Aboubakr Bensaihi spielt den älteren Kamal. Besonders beeindruckt jedoch Amir El Arbi als manipuliertes Kind Nassim, das in allen Facetten zwischen Leiden und Unsicherheit, kindlicher Entschlossenheit und Wagemut verkörpert wird. Als Mutter ist die erfahrene Lubna Azabal zu sehen.

Die Geschichte wird sehr direkt und äußerst kurzweilig erzählt. Die Sittenwächter einschlägiger Kreise werden gewiss schon deshalb auf den Plan treten, weil dies ohne Frage Spektakelkino ist, mit Exploitation-Elementen und einer moralischen Botschaft, wie sie das Spektakelkino öfter transportiert, als man es wahrhaben möchte.

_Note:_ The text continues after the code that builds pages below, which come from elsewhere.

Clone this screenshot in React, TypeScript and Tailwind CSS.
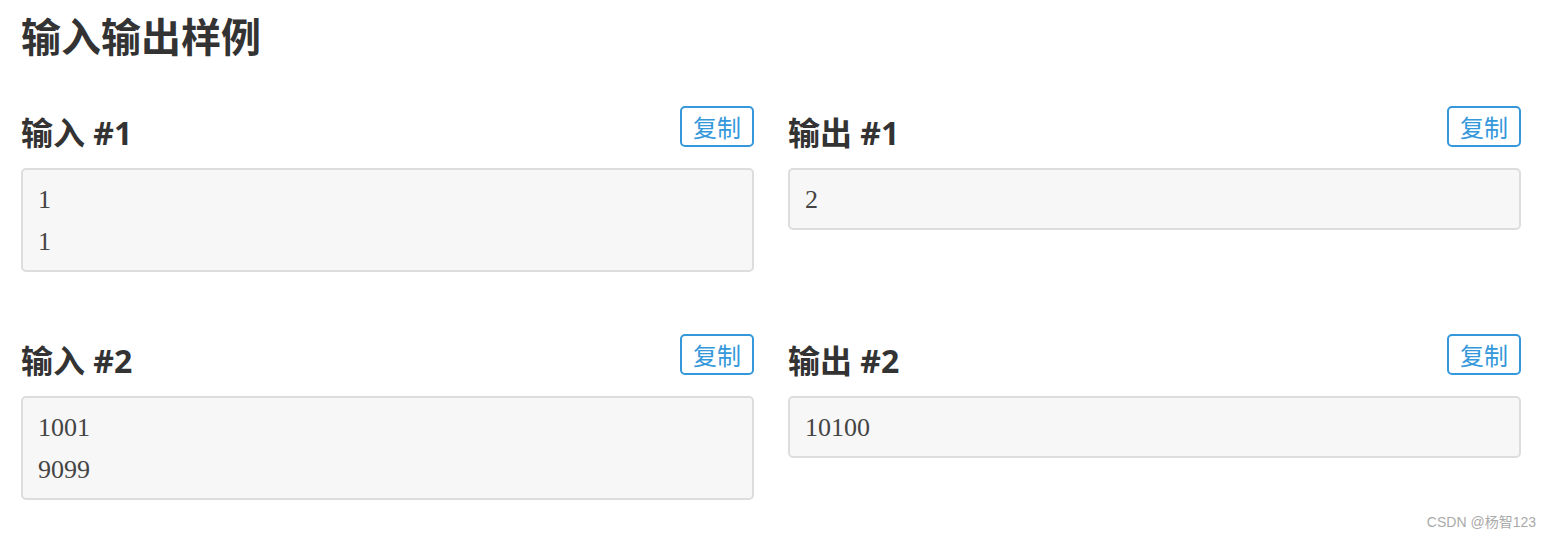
import React from "react";

interface Sample {
  label: string;
  lines: string[];
}

const rows: { input: Sample; output: Sample }[] = [
  { input: { label: "输入 #1", lines: ["1", "1"] }, output: { label: "输出 #1", lines: ["2"] } },
  { input: { label: "输入 #2", lines: ["1001", "9099"] }, output: { label: "输出 #2", lines: ["10100"] } },
];

function SampleBlock({ sample }: { sample: Sample }) {
  return (
    <div>
      <div className="flex h-[41px] items-start justify-between">
        <h3 className="mt-[7px] text-[32px] font-bold leading-[40px] text-[#333]">{sample.label}</h3>
        <button className="flex h-[41px] w-[74px] items-center justify-center rounded-[5px] border-2 border-[#3498db] bg-white pt-[2px] text-[24px] leading-none text-[#3498db]">
          复制
        </button>
      </div>
      <pre className="mt-[21px] rounded-[5px] border-2 border-[#dddddd] bg-[#f7f7f7] pb-[7px] pl-[15px] pt-[9px] font-['Liberation_Serif','Noto_Sans_CJK_SC',serif] text-[26px] leading-[42px] text-[#444]">
        {sample.lines.join("\n")}
      </pre>
    </div>
  );
}

export default function App() {
  return (
    <div className="relative h-[540px] w-[1551px] overflow-hidden bg-white font-['Open_Sans','Noto_Sans_CJK_SC',sans-serif]">
      <h2 className="ml-[21px] pt-[15px] font-['Noto_Sans_CJK_SC',sans-serif] text-[40px] font-bold leading-[40px] text-[#333]">
        输入输出样例
      </h2>

      <div className="ml-[21px] mt-[51px] grid w-[1500px] grid-cols-2 gap-x-[34px] gap-y-[62px]">
        {rows.map((r) => (
          <React.Fragment key={r.input.label}>
            <SampleBlock sample={r.input} />
            <SampleBlock sample={r.output} />
          </React.Fragment>
        ))}
      </div>

      {/* watermark */}
      <div className="absolute bottom-[7px] right-[15px] font-['Liberation_Sans','Noto_Sans_CJK_SC',sans-serif] text-[14px] text-[#aaa]">
        CSDN @杨智123
      </div>
    </div>
  );
}
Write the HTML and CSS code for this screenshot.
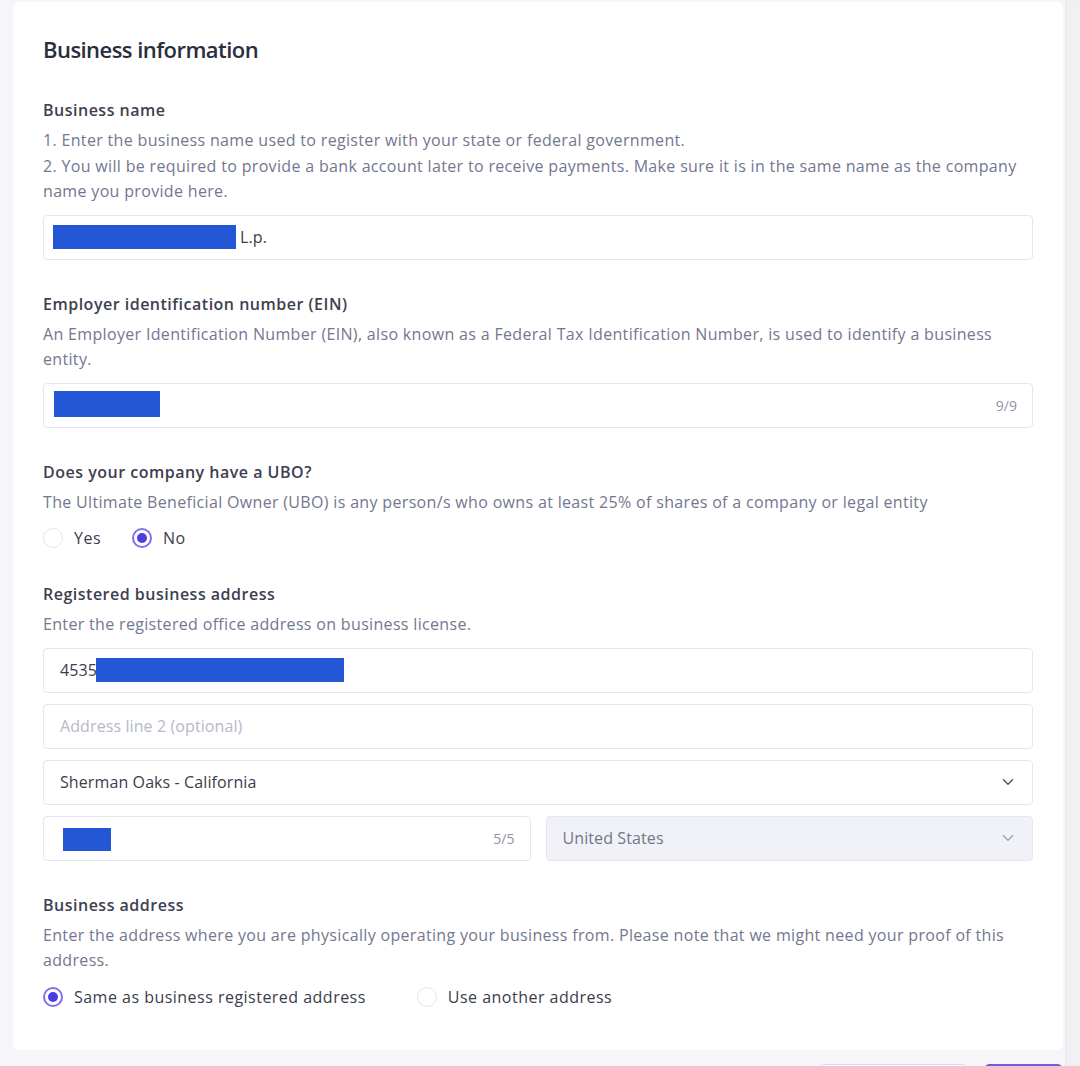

Das Beste an „Rebel“ aber ist die Leichtigkeit, mit der er dem Zuschauer die Orientierung schwer macht. Der Film berührt auf differenzierte, aber eben auch unterhaltsame Weise wichtige gesellschaftliche Themen, etwa Fragen der Integration von Einwanderern muslimischer Herkunft, die sich angesichts ihrer Not und der Ablehnung, die sie in der westlichen Gesellschaft häufig erfahren, extremistischen Ideen zuwenden. Im erzählerischen Kern aber handelt „Rebel“ von Jungs, die schlechte und falsche Entscheidungen treffen und durch ihre Verstrickungen in den Abgrund gezogen werden. Sie geraten in einen geopolitischen Sturm und ziehen ihre Familie mit ins Verderben. Nassim wird Kamal erlösen, aber nicht so, wie es das Publikum gerne sehen würde.